For a large value of n, all the above probability expressions tend to one half. However, the quantum probability approaches the PR box limit of $\frac{1}{2}$ significantly faster than the classical probability.For large n, all these probabilities approach $\frac{1}{2}$ (see Figure 7).

5. Conclusions

We studied arbitrary dimensional KS box, generalised PR box and n-cycle non-contextuality inequalities in this work. We provided the optimal classical strategy and the corresponding success probability for classically simulating the KS box. For future work, it is worth exploring the optimal quantum strategy for this purpose. We provided the sufficient condition for the violation of the generalised KCBS inequality and necessary condition for the violation of even-cycle generalisation of CHSH inequality. We also discussed the phase space extension of even-cycle generalisation of CHSH inequality.

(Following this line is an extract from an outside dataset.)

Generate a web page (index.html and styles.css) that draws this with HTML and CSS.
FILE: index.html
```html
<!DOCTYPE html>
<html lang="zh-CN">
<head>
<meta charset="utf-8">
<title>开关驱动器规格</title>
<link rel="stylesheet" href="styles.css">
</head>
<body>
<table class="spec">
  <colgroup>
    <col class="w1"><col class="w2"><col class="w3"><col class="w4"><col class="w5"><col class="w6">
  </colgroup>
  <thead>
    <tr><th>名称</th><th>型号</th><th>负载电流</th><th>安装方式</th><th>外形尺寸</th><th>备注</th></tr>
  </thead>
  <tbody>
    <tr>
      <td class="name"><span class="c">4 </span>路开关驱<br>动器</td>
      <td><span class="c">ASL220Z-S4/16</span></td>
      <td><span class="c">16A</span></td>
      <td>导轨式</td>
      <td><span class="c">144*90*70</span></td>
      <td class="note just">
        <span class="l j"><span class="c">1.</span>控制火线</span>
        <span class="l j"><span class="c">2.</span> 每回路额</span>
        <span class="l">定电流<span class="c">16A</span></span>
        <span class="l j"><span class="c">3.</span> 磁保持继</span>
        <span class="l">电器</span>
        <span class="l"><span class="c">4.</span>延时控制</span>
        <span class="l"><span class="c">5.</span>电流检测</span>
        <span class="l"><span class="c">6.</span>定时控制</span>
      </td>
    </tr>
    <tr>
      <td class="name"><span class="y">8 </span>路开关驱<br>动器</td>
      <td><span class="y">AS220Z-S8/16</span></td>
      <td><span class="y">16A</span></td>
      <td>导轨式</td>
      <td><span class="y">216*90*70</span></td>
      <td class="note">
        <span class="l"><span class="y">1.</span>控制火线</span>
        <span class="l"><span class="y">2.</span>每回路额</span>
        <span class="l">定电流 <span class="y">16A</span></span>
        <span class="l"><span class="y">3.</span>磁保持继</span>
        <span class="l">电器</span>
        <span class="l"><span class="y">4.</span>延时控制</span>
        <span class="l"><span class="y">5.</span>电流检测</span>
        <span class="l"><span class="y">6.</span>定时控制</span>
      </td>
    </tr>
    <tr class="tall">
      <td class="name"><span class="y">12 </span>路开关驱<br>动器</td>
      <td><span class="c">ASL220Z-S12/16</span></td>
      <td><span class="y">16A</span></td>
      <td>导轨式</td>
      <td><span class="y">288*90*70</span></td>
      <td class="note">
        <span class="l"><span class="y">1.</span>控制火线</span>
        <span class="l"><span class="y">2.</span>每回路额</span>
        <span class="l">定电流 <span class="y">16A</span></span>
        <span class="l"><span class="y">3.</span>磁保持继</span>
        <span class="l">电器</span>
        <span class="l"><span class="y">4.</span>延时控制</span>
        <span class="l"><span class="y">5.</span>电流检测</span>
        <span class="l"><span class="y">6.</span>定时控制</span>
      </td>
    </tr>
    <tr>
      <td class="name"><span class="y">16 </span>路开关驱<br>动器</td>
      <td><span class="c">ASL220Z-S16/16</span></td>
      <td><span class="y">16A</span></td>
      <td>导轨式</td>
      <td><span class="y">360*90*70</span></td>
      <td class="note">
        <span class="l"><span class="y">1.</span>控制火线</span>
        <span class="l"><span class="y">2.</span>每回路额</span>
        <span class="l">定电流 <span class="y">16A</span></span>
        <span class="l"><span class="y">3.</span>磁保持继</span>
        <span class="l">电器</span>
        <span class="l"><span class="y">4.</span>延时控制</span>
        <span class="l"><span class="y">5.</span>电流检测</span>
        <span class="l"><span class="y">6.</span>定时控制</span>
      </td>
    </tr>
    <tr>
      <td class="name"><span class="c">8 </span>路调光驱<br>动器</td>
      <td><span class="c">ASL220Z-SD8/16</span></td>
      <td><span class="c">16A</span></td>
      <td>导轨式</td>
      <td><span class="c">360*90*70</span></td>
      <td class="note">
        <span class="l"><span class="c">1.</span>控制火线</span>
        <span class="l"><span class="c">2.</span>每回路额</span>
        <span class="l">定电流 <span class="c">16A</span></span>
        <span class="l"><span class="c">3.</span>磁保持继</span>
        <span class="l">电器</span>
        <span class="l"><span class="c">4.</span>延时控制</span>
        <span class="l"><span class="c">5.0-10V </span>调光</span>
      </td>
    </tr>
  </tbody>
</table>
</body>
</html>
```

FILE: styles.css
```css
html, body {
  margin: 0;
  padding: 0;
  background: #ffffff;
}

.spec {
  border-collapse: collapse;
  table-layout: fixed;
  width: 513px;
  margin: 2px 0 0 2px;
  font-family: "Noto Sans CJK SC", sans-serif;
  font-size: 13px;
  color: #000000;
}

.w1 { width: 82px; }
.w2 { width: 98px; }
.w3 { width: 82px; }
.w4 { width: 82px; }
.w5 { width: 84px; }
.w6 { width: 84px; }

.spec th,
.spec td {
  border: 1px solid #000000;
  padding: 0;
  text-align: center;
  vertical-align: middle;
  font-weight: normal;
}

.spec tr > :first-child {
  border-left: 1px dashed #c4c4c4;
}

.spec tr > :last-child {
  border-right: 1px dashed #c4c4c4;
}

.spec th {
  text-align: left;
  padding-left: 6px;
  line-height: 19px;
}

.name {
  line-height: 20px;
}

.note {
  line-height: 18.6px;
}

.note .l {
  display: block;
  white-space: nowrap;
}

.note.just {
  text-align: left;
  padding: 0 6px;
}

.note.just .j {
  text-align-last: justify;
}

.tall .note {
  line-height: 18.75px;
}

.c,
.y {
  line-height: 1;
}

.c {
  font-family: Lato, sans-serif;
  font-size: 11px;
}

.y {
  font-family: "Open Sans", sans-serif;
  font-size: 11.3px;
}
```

We leave the phase space extension of KCBS and generalised KCBS inequality for future work. We also studied the strategy for simulating a generalised PR box using KS box. It is also interesting to explore further how the generalised PR box, arbitrary dimensional KS box and n-cycle non-contextuality inequalities are related to each other and their implications.

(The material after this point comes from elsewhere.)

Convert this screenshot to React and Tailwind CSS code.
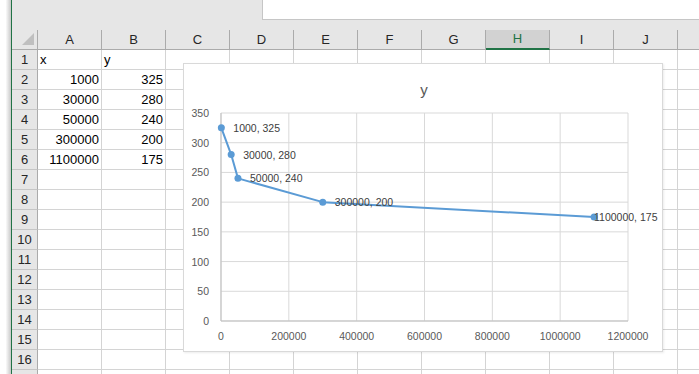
import React from "react";

const cols = ["A", "B", "C", "D", "E", "F", "G", "H", "I", "J", "K"];

const data = [
    ["x", "y"],
    [1000, 325],
    [30000, 280],
    [50000, 240],
    [300000, 200],
    [1100000, 175],
];

const ROWS = 17;

// chart plot area (chart coords)
const PL = 37, PT = 49, PR = 444, PB = 257;
const px = (x) => PL + (x / 1200000) * (PR - PL);
const py = (y) => PB - (y / 350) * (PB - PT);

const Chart = () => {
    const pts = data.slice(1).map(([x, y]) => ({ x, y, cx: px(x), cy: py(y) }));
    const yTicks = [0, 50, 100, 150, 200, 250, 300, 350];
    const xTicks = [0, 200000, 400000, 600000, 800000, 1000000, 1200000];

    return (
        <div className="absolute left-[183px] top-[63px] w-[480px] h-[289px] bg-white border border-[#d9d9d9] shadow-[1px_1px_2px_rgba(0,0,0,0.08)]">
            <svg width="478" height="287" className="block">
                <text x="240" y="31" textAnchor="middle" fontSize="15" fill="#595959" fontFamily="Liberation Sans, sans-serif">y</text>

                {yTicks.map((t) => (
                    <g key={t}>
                        <line x1={PL} x2={PR} y1={py(t)} y2={py(t)} stroke="#d9d9d9" strokeWidth="1" />
                        <text x="25" y={py(t) + 4} textAnchor="end" fontSize="10.5" fill="#595959" fontFamily="Liberation Sans, sans-serif">{t}</text>
                    </g>
                ))}
                {xTicks.map((t) => (
                    <g key={t}>
                        <line x1={px(t)} x2={px(t)} y1={PT} y2={PB} stroke="#d9d9d9" strokeWidth="1" />
                        <text x={px(t)} y="276" textAnchor="middle" fontSize="10.5" fill="#595959" fontFamily="Liberation Sans, sans-serif">{t}</text>
                    </g>
                ))}
                <line x1={PL} x2={PL} y1={PT} y2={PB} stroke="#bfbfbf" />
                <line x1={PL} x2={PR} y1={PB} y2={PB} stroke="#bfbfbf" />

                <polyline
                    points={pts.map((p) => `${p.cx},${p.cy}`).join(" ")}
                    fill="none"
                    stroke="#5b9bd5"
                    strokeWidth="2"
                    strokeLinejoin="round"
                />
                {pts.map((p) => (
                    <circle key={p.x} cx={p.cx} cy={p.cy} r="3.5" fill="#5b9bd5" />
                ))}
                {pts.map((p, i) => (
                    <text
                        key={"l" + p.x}
                        x={i === pts.length - 1 ? 410 : p.cx + 12}
                        y={p.cy + 4}
                        fontSize="10.5"
                        fill="#404040"
                        fontFamily="Liberation Sans, sans-serif"
                    >
                        {p.x}, {p.y}
                    </text>
                ))}
            </svg>
        </div>
    );
};

export default function App() {
    return (
        <div className="relative w-[699px] h-[374px] overflow-hidden flex bg-white font-['Liberation_Sans',sans-serif] text-[13px]">
            {/* left edge */}
            <div className="w-[11px] shrink-0 h-full bg-gradient-to-r from-white via-white to-[#c8c8c8] border-r border-[#217346] box-content" />

            <div className="flex-1 min-w-0 overflow-hidden flex flex-col">
                {/* top bar */}
                <div className="h-[30px] shrink-0 bg-[#e6e6e6] flex">
                    <div className="ml-auto w-[437px] h-[20px] bg-white border-l border-b border-[#c6c6c6]" />
                </div>

                {/* column headers */}
                <div className="flex h-[20px] shrink-0 bg-[#e6e6e6]">
                    <div className="w-[26px] shrink-0 h-full border-r border-b border-[#ababab] relative">
                        <div className="absolute right-[3px] bottom-[4px] w-0 h-0 border-l-[12px] border-l-transparent border-b-[12px] border-b-[#bfbfbf]" />
                    </div>
                    {cols.map((c) => (
                        <div
                            key={c}
                            className={
                                c === "H"
                                    ? "w-[64px] shrink-0 h-full flex items-center justify-center bg-[#d2d2d2] border-r border-[#ababab] border-b-2 border-b-[#217346] text-[#217346]"
                                    : "w-[64px] shrink-0 h-full flex items-center justify-center border-r border-b border-[#ababab] text-[#262626]"
                            }
                        >
                            {c}
                        </div>
                    ))}
                </div>

                {/* rows */}
                {Array.from({ length: ROWS }).map((_, r) => (
                    <div key={r} className="flex h-[20px] shrink-0">
                        <div className="w-[26px] shrink-0 h-full bg-[#e6e6e6] border-r border-[#ababab] border-b border-b-[#c6c6c6] flex items-center justify-center text-[#262626]">
                            {r + 1}
                        </div>
                        {cols.map((c, ci) => {
                            const v = data[r] ? data[r][ci] : undefined;
                            const num = typeof v === "number";
                            return (
                                <div
                                    key={c}
                                    className={`w-[64px] shrink-0 h-full border-r border-b border-[#d4d4d4] flex items-center px-[2px] text-black ${num ? "justify-end" : "justify-start"}`}
                                >
                                    {v}
                                </div>
                            );
                        })}
                    </div>
                ))}
            </div>

            <Chart />
        </div>
    );
}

Our work helps quantify the Bell non-locality of KS box in terms of impossibility of classical simulation for general n-dimensional case. We also provided the sufficient condition for violation of odd n-cycle non-contextuality inequalities. Since contextuality is the chief resource behind various models of quantum computation, our result can help select the resources required to get necessary quantum speed-up. Moreover, our phase space extension of chained Bell inequalities make them suitable for experimental purposes and also harness the underlying Bell non-locality for various quantum communication tasks such as secure key distribution for example.